Confining potential. (A–D) Energy landscapes in the $\widehat{n}$ direction to the zero-temperature limit cycle, corresponding to the A–B arc length in Fig. 7. The (red) cross is indicative of the noiseless particle position, with negative values pointing towards (0,0). These positions correspond to the (black) cuts along the (yellow) limit cycle atop.

Figure 9

Nonuniform distortion of the limit cycle. The distance of the mean limit cycle at $\langle {\eta }^2\rangle =2000$ from the underlying noiseless curve shown as a color map. These values are normalized to the average value of the zero-temperature cycle, $\sqrt{\mu /b}$.

Figure 10

Curvature of the confining potential. The plot depicts $\kappa$ values along the zero-temperature limit cycle. We depict the inner curve, since the asymmetry of the problem renders it more susceptible to corner cutting.

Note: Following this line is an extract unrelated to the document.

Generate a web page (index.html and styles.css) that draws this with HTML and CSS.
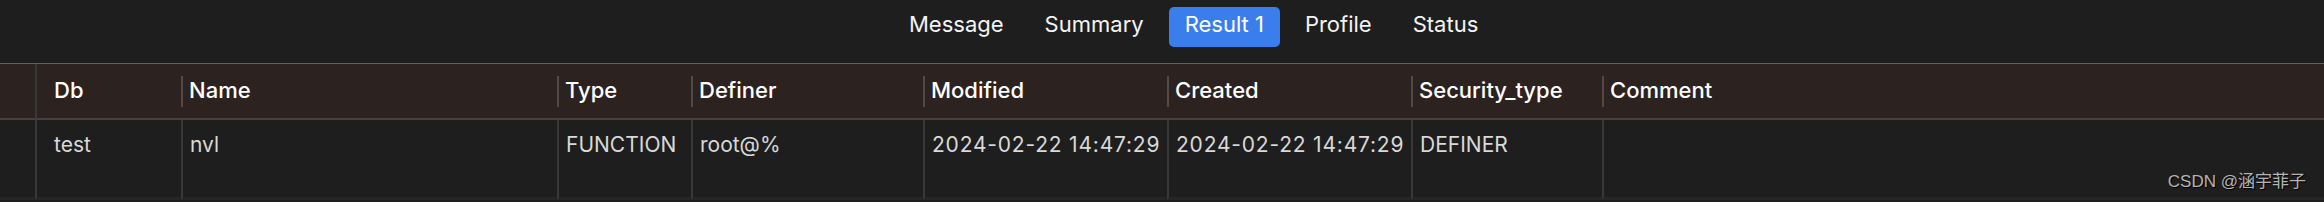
FILE: index.html
```html
<!DOCTYPE html>
<html>
  <head>
    <meta charset="utf-8">
    <title>Result 1</title>
    <link rel="stylesheet" href="styles.css">
  </head>
  <body>
    <div class="tabbar">
      <button class="tab">Message</button>
      <button class="tab">Summary</button>
      <button class="tab active">Result 1</button>
      <button class="tab">Profile</button>
      <button class="tab">Status</button>
    </div>
    <div class="grid">
      <div class="head rownum"></div>
      <div class="head first">Db</div>
      <div class="head">Name</div>
      <div class="head">Type</div>
      <div class="head">Definer</div>
      <div class="head">Modified</div>
      <div class="head">Created</div>
      <div class="head">Security_type</div>
      <div class="head">Comment</div>

      <div class="cell rownum"></div>
      <div class="cell first">test</div>
      <div class="cell">nvl</div>
      <div class="cell">FUNCTION</div>
      <div class="cell">root@%</div>
      <div class="cell date">2024-02-22 14:47:29</div>
      <div class="cell date">2024-02-22 14:47:29</div>
      <div class="cell">DEFINER</div>
      <div class="cell"></div>
    </div>
    <div class="watermark">CSDN @涵宇菲子</div>
  </body>
</html>
```

FILE: styles.css
```css
:root {
  --bg-color: #1e1e1e;
  --head-color: #2c2220;
  --head-line: #4a3f3b;
  --cell-line: #383838;
  --accent: #3a7eee;
}

*, *:before, *:after {
  box-sizing: border-box;
}

html, body {
  margin: 0;
  padding: 0;
  height: 100%;
  background: var(--bg-color);
}

body {
  position: relative;
  overflow: hidden;
  font-family: Inter, "Noto Sans", sans-serif;
  color: #fff;
}

/*----- TABS -----*/

.tabbar {
  height: 63px;
  display: flex;
  gap: 9px;
  padding: 7px 0 0 893px;
}

.tab {
  height: 40px;
  padding: 0 16px 6px;
  border: none;
  border-radius: 5px;
  background: none;
  color: #f4f4f4;
  font-family: inherit;
  font-size: 22px;
  line-height: 34px;
}

.tab.active {
  background: var(--accent);
  color: #fff;
}

/*----- GRID -----*/

.grid {
  display: grid;
  grid-template-columns: 37px 144px 376px 134px 232px 244px 244px 191px 1fr;
  grid-template-rows: 56px 80px;
  border-top: 1px solid #5e5e5e;
}

.head {
  position: relative;
  background: var(--head-color);
  border-bottom: 2px solid var(--head-line);
  padding: 0 8px 2px 8px;
  display: flex;
  align-items: center;
  font-size: 22px;
  font-weight: 500;
  color: #fff;
  white-space: nowrap;
}

.head:before {
  content: "";
  position: absolute;
  left: 0;
  top: 12px;
  bottom: 11px;
  width: 2px;
  background: #544945;
}

.head.rownum:before,
.head.first:before {
  display: none;
}

.rownum {
  border-right: 2px solid var(--cell-line);
}

.head.first,
.cell.first {
  padding-left: 17px;
}

.cell {
  padding: 11px 8px 0 7px;
  border-left: 2px solid var(--cell-line);
  border-bottom: 3px solid #262626;
  font-size: 21px;
  line-height: 28px;
  color: #d9d9d9;
  white-space: nowrap;
}

.cell.date {
  letter-spacing: 0.8px;
}

.cell.rownum,
.cell.first {
  border-left: none;
}

.watermark {
  position: absolute;
  right: 18px;
  bottom: 10px;
  font-family: "Liberation Sans", "Noto Sans CJK SC", sans-serif;
  font-size: 17px;
  color: #b4b4b4;
  text-shadow: 1px 1px 1px #000;
}
```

Additional plots exhibiting Eq. (10) illustrate the time of decay for the total number of trajectories that have escaped the mean path of a system with noise variance $\langle {\eta }^2\rangle =30$. This points to a theoretical method of determining regions in the oscillatory system that are prone to distortion in the presence of noise and hence less reliable when fitting parameters to experimental data.

Figure 11

Return time distribution. The histogram represents the distribution of the stochastic trajectories that lie $3T$ above the minimum potential. We consider trajectories that leave the mean limit cycle in a region of small potential curvature ($\kappa =0.6$) as shown in Fig. 8 B. The overlaying plot is the theoretical prediction of Eq. (10).